··· Data
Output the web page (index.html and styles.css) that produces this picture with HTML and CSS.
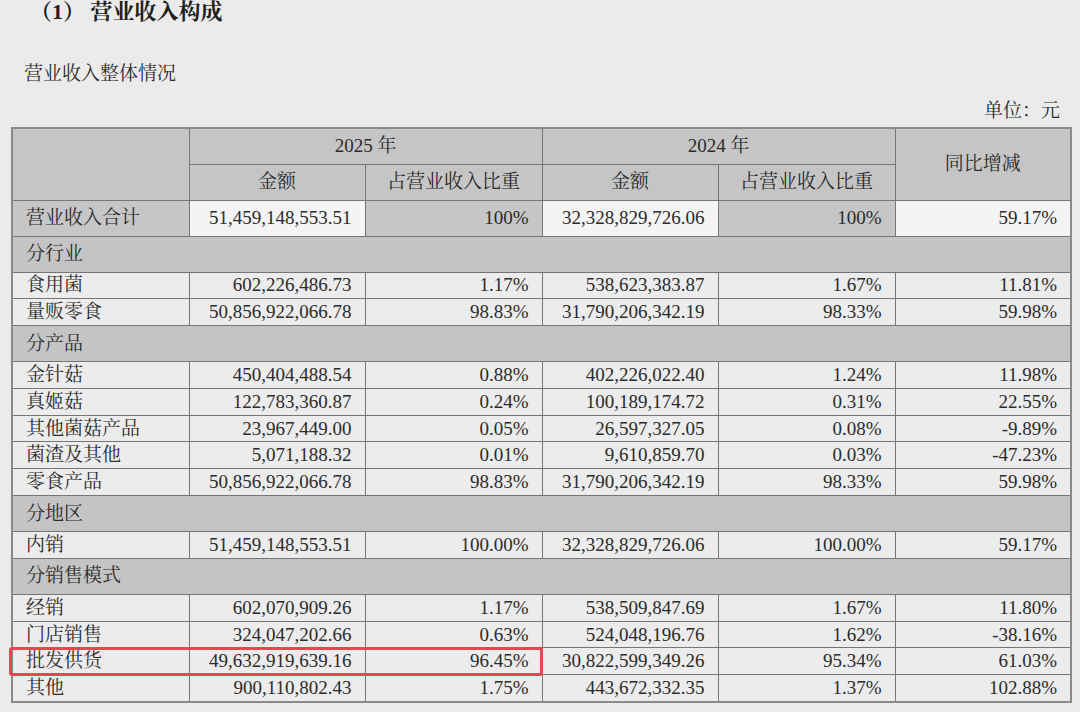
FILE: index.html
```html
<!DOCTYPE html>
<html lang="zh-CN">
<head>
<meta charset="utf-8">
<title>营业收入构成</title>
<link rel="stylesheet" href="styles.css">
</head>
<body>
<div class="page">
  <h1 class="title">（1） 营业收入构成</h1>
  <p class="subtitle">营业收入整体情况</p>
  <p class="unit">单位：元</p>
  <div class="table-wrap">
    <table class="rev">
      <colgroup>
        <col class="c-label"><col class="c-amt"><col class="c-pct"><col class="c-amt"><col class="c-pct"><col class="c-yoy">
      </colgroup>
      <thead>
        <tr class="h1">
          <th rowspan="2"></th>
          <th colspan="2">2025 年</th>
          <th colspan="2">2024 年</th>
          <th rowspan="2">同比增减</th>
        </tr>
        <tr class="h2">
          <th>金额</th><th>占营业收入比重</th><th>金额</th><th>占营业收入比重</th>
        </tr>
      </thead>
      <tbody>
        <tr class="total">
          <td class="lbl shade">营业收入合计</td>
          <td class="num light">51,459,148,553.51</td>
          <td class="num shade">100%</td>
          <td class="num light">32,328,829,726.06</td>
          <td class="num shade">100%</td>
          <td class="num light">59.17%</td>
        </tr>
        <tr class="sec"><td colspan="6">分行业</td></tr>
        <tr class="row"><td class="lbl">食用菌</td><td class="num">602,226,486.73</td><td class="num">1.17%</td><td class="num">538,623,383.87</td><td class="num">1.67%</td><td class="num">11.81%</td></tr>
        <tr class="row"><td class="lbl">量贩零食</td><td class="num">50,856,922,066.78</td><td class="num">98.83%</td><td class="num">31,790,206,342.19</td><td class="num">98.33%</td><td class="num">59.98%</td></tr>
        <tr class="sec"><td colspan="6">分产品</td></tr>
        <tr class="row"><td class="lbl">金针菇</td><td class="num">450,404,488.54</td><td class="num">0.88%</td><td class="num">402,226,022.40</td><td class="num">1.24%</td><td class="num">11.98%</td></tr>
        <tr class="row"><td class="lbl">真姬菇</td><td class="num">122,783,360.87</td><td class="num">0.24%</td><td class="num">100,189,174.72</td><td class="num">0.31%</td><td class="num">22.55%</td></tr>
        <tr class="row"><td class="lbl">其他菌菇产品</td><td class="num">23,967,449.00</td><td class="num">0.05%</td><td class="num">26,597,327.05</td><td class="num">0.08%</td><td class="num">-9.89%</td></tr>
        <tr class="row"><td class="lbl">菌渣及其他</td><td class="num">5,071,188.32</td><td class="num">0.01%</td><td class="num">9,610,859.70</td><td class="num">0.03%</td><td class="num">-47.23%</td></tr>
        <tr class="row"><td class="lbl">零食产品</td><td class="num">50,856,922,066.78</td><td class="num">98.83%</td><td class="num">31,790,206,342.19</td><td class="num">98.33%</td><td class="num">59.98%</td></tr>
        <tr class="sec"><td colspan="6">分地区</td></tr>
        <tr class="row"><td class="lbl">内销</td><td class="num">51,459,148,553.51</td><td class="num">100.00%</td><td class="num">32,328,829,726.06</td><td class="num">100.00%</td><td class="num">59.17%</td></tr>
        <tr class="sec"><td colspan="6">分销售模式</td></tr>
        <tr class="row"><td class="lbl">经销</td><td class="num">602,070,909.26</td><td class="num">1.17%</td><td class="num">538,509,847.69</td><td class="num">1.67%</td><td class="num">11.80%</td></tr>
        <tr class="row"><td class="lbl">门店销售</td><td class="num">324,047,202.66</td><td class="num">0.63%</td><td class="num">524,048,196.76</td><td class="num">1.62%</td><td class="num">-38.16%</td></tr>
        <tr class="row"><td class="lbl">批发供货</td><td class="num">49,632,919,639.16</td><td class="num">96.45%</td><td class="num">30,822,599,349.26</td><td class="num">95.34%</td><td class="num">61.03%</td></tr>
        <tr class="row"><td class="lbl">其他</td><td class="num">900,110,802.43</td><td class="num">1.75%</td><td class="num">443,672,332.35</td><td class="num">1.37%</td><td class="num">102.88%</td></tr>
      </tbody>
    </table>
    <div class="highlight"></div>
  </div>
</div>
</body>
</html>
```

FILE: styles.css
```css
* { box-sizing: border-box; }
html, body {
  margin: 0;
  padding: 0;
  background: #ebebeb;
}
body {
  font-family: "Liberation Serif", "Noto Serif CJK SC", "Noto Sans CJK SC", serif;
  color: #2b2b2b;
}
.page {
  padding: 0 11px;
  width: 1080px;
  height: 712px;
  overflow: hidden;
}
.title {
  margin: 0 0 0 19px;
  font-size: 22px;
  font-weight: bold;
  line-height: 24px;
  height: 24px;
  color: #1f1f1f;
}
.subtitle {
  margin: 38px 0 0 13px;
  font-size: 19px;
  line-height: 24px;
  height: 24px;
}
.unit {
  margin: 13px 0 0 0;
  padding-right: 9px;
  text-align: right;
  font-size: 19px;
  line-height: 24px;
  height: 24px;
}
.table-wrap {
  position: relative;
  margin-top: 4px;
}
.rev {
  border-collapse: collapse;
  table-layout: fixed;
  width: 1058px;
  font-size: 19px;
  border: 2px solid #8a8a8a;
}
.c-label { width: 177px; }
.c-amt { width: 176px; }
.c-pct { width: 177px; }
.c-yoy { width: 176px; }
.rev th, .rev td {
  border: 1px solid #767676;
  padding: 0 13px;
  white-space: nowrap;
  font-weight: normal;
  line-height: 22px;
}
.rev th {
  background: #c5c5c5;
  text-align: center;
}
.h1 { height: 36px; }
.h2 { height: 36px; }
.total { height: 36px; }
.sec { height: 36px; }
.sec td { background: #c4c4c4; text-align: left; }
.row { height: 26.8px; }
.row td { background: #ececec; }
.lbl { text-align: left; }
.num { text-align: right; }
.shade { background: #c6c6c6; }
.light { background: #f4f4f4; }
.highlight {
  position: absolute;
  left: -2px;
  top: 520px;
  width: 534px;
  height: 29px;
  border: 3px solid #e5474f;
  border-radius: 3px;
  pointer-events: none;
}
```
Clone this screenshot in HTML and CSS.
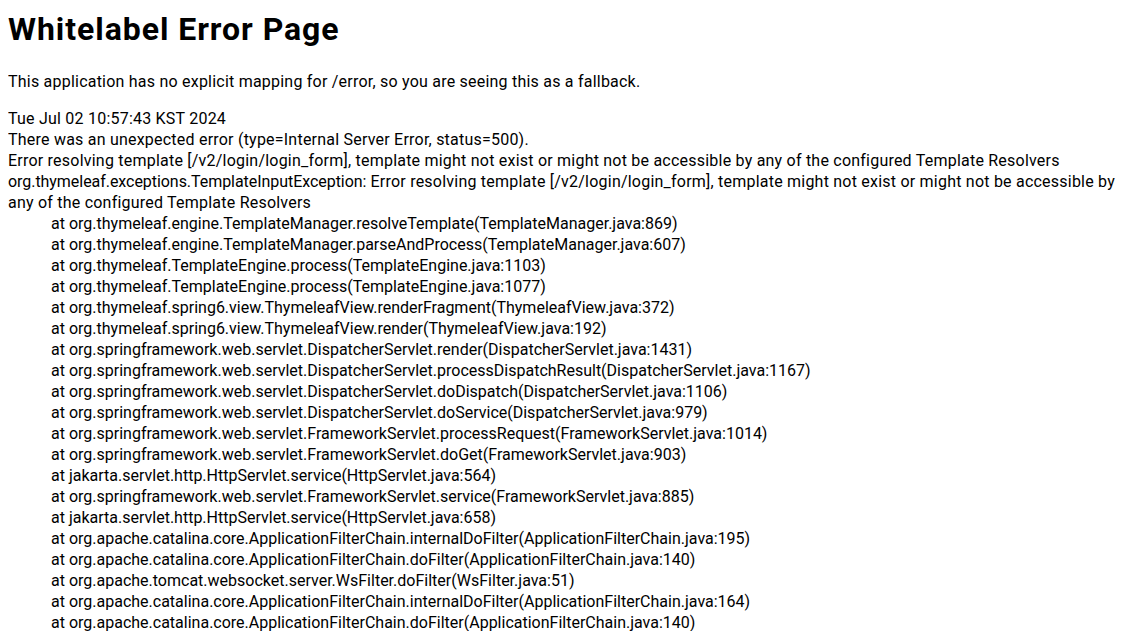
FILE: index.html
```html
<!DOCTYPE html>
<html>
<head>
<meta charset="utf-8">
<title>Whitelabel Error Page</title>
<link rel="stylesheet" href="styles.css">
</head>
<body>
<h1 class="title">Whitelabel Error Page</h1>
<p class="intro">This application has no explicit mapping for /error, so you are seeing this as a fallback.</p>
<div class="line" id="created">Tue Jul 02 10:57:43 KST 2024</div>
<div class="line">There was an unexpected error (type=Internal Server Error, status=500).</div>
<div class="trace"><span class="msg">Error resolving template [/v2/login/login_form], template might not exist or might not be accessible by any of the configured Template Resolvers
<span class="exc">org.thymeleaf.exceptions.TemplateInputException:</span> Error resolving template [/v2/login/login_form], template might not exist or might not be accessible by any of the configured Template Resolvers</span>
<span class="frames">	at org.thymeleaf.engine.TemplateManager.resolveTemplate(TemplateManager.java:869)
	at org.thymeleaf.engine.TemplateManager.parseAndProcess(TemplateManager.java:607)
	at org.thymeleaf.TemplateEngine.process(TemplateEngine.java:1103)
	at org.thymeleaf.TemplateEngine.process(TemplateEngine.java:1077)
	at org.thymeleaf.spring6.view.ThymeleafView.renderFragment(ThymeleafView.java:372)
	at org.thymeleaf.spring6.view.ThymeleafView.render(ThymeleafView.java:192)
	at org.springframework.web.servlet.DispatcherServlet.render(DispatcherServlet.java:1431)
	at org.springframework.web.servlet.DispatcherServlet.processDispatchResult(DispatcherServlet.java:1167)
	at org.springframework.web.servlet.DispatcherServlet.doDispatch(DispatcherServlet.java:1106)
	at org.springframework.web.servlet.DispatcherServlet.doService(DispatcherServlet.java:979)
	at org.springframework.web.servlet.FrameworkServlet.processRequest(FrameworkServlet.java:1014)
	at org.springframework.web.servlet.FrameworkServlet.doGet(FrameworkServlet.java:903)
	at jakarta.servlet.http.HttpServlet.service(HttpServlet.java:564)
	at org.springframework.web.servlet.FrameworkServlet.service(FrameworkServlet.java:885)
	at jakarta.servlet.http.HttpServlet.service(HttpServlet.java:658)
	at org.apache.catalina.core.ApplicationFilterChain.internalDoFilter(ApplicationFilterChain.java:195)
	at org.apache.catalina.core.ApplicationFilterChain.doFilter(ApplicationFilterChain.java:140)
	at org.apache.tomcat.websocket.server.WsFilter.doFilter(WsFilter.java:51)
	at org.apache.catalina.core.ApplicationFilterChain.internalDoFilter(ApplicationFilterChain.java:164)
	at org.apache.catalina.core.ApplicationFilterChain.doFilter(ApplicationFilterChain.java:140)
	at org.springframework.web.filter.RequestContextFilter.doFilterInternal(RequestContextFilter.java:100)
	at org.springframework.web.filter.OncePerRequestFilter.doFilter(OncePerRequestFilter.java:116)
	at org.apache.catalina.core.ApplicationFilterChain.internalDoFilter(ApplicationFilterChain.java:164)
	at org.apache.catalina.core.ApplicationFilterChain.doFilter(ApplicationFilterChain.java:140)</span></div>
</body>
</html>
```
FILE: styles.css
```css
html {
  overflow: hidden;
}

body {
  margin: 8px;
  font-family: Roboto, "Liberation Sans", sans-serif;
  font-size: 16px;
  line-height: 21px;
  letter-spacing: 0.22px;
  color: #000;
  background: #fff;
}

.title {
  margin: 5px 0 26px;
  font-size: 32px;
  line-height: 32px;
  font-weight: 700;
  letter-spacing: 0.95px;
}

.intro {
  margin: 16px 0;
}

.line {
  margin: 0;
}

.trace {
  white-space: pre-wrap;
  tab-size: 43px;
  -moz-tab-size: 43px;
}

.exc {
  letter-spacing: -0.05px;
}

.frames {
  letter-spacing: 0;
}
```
······
◆ **What is needed**:
Reproduce every line of the listing above in which the string "this" appears.

◆ **Result of the task**:
Output the web page (index.html and styles.css) that produces this picture with HTML and CSS.
Clone this screenshot in HTML and CSS.
<p class="intro">This application has no explicit mapping for /error, so you are seeing this as a fallback.</p>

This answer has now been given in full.